Click to reveal the answer

The speed of light is approximately 300,000 kilometres per second, which is 1,080 million kilometres per hour – 48 million kilometres per hour is therefore 4.4% of the speed of light.

The figure of 44% quoted in the article would make the speed of light much less at 132,000 kilometres per second!

 

ANY ROOM FOR ONE MORE?
…by finding its bright star, Arcturus, which is part of a pattern of stars, or asterism, called the Summer Triangle. (New Scientist, 2022 May 21, p51)

Click to reveal the answer

The Summer Triangle is made up of the the three stars Deneb, Vega and Altair.

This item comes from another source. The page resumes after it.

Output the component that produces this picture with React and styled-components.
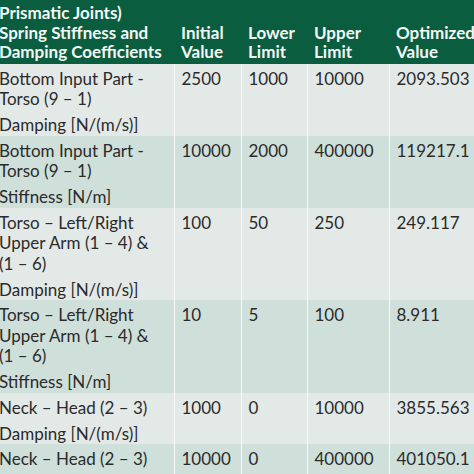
import React from "react";
import styled, { createGlobalStyle } from "styled-components";

const GlobalStyle = createGlobalStyle`
	html, body {
		margin: 0;
		padding: 0;
		background: #ffffff;
		overflow: hidden;
	}
`;

const Container = styled.div`
	width: 474px;
	height: 474px;
	overflow: hidden;
	background: #e3e9e7;
`;

const Table = styled.table`
	table-layout: fixed;
	border-collapse: collapse;
	width: 560px;
	margin-left: -2px;
	font-family: Lato, "Open Sans", sans-serif;
	font-size: 17px;
	color: #2b2b2b;
`;

const Head = styled.th`
	background: #0b5d3f;
	color: #f3f8f5;
	font-weight: 700;
	text-align: left;
	vertical-align: bottom;
	line-height: 19.5px;
	padding: 3px 6px 2px 7px;
	&:first-child {
		padding-left: 1px;
	}
`;

const Row = styled.tr`
	background: ${(props) => (props.shade ? "#cfdfda" : "#e3e9e7")};
`;

const Cell = styled.td`
	vertical-align: top;
	line-height: 20.5px;
	padding: 5px 6px 0 7px;
	border-left: 1px solid #f6f9f8;
	&:first-child {
		border-left: none;
		padding-left: 1px;
	}
`;

const Name = styled.div``;

const Unit = styled.div`
	margin-top: 5.5px;
`;

const rows = [
	{ name: "Bottom Input Part - Torso (9\u00a0–\u00a01)", unit: "Damping [N/(m/s)]", vals: ["2500", "1000", "10000", "2093.503"] },
	{ name: "Bottom Input Part - Torso (9\u00a0–\u00a01)", unit: "Stiffness [N/m]", vals: ["10000", "2000", "400000", "119217.1"] },
	{ name: "Torso – Left/Right Upper Arm (1\u00a0–\u00a04) & (1\u00a0–\u00a06)", unit: "Damping [N/(m/s)]", vals: ["100", "50", "250", "249.117"] },
	{ name: "Torso – Left/Right Upper Arm (1\u00a0–\u00a04) & (1\u00a0–\u00a06)", unit: "Stiffness [N/m]", vals: ["10", "5", "100", "8.911"] },
	{ name: "Neck – Head (2\u00a0–\u00a03)", unit: "Damping [N/(m/s)]", vals: ["1000", "0", "10000", "3855.563"] },
	{ name: "Neck – Head (2\u00a0–\u00a03)", unit: "Stiffness [N/m]", vals: ["10000", "0", "400000", "401050.1"] },
];

const App = () => {
	return (
		<Container>
			<GlobalStyle />
			<Table>
				<colgroup>
					<col style={{ width: 176 }} />
					<col style={{ width: 67 }} />
					<col style={{ width: 66 }} />
					<col style={{ width: 82 }} />
					<col style={{ width: 169 }} />
				</colgroup>
				<thead>
					<tr>
						<Head>
							Prismatic Joints)
							<br />
							Spring Stiffness and Damping Coefficients
						</Head>
						<Head>Initial Value</Head>
						<Head>Lower Limit</Head>
						<Head>Upper Limit</Head>
						<Head>
							Optimized
							<br />
							Value
						</Head>
					</tr>
				</thead>
				<tbody>
					{rows.map((r, i) => (
						<Row key={i} shade={i % 2 === 1}>
							<Cell>
								<Name>{r.name}</Name>
								<Unit>{r.unit}</Unit>
							</Cell>
							{r.vals.map((v, j) => (
								<Cell key={j}>{v}</Cell>
							))}
						</Row>
					))}
				</tbody>
			</Table>
		</Container>
	);
};

export default App;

Each star is the brightest in their constellation: Deneb is in Cygnus (The Swan), Vega is in Lyra (The Lyre) and Altair is in Aquila (The Eagle). Together they form a distinctive pattern (asterism) easily seen in the light summer night sky.

Arcturus (also called Alpha Boötes) is the brightest star in the constellation of Boötes (The Herdsman) but is not part of the Summer Triangle!

 

SOME MONSTER!
M87 is a monster, one of the largest galaxies known. It has a spherical shape measuring 240 light years in diameter. (The Telegraph, The Night Sky in May 2019)

Click to reveal the answer

The diameter of M87 is estimated to be 132,000 light-years – somewhat larger than the 240 light-years quoted in the article!

 

A VERY CLOSE SHAVE INDEED
A NASA spacecraft has officially “touched” the Sun, and got to within about eight miles of its core. (The Week, 2022 January 8, p13)

Click to reveal the answer

The spacecraft in questrion was the Parker Solar Probe which flew to within 3.8 million miles of the Sun’s surface.  Of course, no probe could possibly survive a trip inside the Sun itself!

 

THE OLD METHODS ARE CLEARLY THE BEST
[Olbers’] lifelong concern with comets dates from January 1779, when he used his observations of Bode’s comet to calculate its orbit according to Euclid’s method. (Dictionary of Scientific Biography, Vol X, p197, 1974)

Click to reveal the answer

Euclid was an ancient Greek mathematician who lived around 300BC, so he would not have known how to calculate the orbits of comets!

Olbers would have used a method for the calculation of orbits developed by Leonhard Euler, a contemporary of his.  Euler’s method employs a first-order numerical procedure for solving the orbital equations using a given initial value.